GIVEN TASK
Take the material below and extract the lines from the one with "Clone this screenshot" through the one with "import React from 'react';", word for word, without pictures.

* start RAW RECORDS *

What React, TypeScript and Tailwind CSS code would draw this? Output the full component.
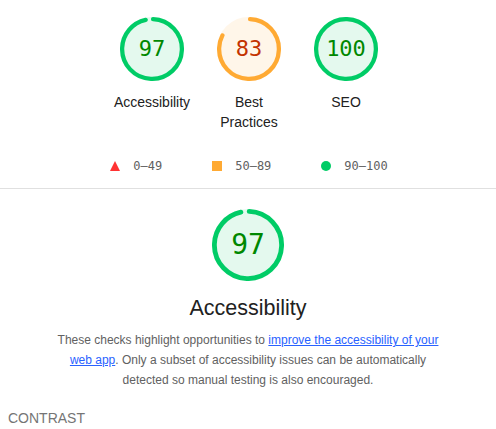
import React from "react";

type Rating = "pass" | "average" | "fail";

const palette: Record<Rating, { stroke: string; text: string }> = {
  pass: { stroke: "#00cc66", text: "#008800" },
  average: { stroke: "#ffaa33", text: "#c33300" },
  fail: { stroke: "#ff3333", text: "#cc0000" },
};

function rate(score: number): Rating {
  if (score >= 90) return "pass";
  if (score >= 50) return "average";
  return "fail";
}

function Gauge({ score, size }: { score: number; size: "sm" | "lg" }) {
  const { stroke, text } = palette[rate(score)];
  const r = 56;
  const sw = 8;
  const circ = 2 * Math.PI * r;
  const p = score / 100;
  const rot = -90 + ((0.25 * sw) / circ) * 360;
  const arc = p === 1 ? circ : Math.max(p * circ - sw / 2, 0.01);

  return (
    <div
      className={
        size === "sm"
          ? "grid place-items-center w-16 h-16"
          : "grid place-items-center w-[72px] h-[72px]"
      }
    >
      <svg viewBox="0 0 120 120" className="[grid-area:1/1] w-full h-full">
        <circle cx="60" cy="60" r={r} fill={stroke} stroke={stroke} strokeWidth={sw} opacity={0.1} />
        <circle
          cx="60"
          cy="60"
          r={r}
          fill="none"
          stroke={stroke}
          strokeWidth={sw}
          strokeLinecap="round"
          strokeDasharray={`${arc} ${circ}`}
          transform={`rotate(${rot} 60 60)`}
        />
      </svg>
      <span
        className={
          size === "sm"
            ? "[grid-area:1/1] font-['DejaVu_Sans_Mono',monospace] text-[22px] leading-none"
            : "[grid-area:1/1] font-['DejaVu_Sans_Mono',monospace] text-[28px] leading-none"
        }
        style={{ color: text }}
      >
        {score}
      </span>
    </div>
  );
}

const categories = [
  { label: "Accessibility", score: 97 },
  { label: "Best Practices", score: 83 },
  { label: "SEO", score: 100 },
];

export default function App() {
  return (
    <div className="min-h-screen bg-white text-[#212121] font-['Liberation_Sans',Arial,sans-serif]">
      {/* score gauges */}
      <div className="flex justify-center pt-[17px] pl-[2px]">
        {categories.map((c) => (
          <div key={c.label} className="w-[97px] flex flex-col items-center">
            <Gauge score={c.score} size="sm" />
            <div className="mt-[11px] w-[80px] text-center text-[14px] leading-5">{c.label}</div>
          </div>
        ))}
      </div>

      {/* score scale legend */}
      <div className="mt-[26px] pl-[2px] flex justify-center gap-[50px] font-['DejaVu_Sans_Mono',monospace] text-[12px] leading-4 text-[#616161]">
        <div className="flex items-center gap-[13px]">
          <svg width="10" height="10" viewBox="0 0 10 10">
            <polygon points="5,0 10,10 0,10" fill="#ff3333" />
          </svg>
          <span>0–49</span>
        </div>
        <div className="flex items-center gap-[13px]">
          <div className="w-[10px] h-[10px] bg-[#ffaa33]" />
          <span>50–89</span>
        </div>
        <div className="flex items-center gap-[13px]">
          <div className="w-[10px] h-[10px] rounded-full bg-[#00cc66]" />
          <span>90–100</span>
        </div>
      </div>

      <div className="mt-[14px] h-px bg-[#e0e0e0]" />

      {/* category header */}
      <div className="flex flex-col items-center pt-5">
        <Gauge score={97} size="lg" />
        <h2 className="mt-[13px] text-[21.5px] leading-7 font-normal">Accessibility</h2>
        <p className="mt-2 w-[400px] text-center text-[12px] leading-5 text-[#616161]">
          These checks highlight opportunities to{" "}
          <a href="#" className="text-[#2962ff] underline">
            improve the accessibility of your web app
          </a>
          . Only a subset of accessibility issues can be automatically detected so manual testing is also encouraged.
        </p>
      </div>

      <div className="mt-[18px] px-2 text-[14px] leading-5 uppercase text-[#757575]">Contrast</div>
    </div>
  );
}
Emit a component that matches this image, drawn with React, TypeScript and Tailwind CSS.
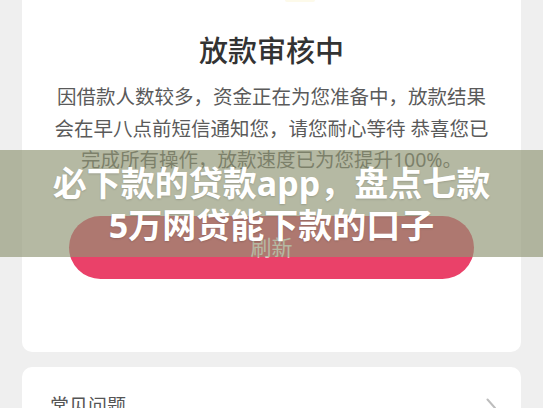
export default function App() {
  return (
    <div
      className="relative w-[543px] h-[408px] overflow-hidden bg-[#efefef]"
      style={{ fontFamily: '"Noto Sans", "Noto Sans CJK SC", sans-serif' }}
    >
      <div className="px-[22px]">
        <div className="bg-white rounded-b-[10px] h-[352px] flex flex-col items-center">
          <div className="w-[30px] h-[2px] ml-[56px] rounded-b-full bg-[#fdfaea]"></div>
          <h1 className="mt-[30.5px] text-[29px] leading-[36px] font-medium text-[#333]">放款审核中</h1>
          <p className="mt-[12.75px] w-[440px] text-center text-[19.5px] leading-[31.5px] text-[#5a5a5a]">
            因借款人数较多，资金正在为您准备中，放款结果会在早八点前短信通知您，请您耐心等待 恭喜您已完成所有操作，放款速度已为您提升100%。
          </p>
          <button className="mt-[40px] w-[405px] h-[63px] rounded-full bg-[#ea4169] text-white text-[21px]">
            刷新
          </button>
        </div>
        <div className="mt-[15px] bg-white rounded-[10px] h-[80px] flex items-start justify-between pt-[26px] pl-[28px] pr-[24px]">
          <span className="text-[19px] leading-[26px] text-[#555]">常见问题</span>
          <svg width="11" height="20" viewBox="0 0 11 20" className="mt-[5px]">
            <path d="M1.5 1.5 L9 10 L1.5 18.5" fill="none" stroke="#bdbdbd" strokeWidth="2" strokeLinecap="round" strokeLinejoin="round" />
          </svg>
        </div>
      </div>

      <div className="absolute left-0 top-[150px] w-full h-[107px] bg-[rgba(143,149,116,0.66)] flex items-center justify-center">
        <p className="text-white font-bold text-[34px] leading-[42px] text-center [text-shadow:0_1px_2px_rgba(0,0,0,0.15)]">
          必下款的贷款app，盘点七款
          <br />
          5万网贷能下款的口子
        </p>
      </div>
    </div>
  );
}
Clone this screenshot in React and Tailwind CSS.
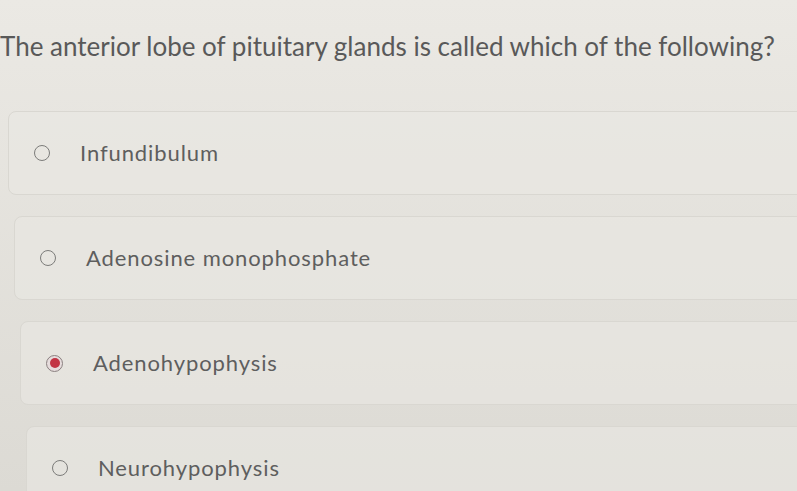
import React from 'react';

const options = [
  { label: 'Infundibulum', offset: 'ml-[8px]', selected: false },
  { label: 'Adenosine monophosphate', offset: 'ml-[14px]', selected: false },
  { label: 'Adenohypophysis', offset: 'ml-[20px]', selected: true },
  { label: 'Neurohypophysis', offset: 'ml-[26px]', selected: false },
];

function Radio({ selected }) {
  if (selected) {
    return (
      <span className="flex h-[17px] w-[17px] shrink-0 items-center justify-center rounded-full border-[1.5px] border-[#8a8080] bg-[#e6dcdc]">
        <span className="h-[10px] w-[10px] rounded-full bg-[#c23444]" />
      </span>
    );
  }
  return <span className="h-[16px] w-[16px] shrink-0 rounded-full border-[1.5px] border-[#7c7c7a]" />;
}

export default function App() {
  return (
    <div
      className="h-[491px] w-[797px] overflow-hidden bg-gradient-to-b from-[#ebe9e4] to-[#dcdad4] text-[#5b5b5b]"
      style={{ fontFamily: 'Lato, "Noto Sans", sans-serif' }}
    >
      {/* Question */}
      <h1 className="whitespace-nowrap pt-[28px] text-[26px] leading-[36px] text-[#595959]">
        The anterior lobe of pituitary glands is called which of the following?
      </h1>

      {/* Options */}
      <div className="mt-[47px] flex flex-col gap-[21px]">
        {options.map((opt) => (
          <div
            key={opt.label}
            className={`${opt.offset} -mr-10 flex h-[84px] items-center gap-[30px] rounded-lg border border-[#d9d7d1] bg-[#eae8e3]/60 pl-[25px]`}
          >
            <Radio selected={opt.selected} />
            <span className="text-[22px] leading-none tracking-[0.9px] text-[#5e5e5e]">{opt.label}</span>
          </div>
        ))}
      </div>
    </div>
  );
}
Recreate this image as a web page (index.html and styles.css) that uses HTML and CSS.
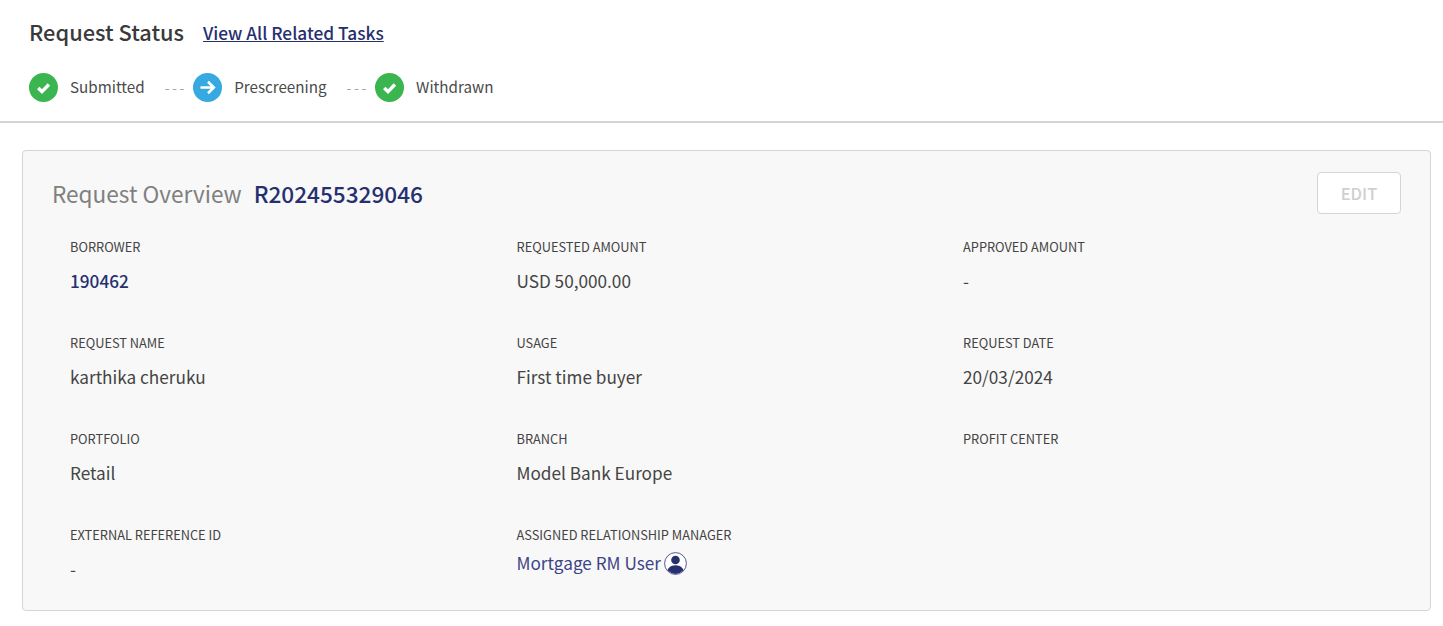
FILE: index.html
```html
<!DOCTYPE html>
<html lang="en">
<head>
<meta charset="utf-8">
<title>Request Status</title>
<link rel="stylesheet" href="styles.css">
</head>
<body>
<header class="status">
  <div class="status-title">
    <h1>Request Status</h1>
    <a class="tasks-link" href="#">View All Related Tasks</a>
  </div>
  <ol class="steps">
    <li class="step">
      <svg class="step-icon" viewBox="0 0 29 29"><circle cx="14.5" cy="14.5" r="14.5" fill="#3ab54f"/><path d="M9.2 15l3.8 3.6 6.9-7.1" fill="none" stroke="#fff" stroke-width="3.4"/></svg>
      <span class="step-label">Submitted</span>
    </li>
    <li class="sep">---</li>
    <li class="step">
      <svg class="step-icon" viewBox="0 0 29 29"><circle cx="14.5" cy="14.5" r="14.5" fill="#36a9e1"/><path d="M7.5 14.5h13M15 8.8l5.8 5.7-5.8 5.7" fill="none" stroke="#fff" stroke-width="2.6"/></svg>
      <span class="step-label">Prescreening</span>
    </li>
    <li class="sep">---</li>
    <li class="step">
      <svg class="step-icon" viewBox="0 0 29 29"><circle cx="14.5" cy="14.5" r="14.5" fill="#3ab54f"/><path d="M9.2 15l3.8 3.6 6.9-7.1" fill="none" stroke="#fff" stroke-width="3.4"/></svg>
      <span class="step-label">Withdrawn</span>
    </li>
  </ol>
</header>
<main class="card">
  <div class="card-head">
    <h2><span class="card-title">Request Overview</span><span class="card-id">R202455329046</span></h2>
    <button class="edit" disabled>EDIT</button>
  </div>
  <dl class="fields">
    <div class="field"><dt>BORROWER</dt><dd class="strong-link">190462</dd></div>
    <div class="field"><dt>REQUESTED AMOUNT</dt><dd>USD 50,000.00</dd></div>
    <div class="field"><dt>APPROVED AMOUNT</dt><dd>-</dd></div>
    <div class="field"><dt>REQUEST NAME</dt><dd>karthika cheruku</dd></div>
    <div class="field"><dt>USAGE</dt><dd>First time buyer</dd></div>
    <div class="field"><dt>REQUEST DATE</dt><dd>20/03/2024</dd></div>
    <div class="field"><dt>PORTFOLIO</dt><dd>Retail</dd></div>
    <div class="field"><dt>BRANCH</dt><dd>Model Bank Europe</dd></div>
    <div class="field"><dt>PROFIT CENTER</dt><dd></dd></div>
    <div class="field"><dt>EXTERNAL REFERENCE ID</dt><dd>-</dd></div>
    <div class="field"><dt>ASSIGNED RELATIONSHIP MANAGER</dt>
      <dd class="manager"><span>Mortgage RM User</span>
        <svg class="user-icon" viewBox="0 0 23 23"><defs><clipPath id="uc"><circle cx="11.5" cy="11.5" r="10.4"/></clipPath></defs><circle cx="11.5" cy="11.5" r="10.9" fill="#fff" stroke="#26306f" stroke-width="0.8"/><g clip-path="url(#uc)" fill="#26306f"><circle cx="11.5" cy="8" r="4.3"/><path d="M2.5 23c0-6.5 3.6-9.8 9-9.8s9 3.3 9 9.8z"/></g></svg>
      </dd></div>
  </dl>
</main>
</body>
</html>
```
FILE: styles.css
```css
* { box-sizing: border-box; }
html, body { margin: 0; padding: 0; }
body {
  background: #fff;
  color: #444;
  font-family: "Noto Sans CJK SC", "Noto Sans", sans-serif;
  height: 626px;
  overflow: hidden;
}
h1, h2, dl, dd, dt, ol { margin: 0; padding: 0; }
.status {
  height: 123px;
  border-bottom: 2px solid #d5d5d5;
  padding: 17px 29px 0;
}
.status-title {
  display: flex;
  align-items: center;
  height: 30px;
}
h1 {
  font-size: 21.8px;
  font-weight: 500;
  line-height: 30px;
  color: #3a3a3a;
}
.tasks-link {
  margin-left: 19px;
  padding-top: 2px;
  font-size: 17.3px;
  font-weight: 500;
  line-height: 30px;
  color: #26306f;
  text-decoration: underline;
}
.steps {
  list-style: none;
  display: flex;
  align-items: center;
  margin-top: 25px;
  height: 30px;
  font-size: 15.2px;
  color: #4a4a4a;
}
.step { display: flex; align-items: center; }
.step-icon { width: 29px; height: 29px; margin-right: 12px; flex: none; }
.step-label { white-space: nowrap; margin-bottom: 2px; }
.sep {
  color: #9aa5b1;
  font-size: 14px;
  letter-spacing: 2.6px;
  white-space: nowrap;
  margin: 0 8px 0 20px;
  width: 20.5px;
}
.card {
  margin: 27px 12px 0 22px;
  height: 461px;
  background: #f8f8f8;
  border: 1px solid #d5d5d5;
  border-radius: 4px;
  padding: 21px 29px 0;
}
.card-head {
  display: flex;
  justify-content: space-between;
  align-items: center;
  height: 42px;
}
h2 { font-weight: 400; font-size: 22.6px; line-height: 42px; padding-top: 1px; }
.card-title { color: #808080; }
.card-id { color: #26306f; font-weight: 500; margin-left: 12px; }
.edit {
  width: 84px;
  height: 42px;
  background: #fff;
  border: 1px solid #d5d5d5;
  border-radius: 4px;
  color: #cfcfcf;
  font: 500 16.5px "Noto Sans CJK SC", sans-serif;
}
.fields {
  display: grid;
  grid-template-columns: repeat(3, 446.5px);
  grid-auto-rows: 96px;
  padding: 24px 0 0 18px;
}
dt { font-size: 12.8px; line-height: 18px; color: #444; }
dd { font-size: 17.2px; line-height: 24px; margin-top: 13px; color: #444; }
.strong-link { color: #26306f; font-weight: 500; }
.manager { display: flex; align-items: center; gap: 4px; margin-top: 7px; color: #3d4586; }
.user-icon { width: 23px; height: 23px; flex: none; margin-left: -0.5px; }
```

* end RAW RECORDS *

TASK SOLUTION
Clone this screenshot in React and Tailwind CSS.
import React from 'react';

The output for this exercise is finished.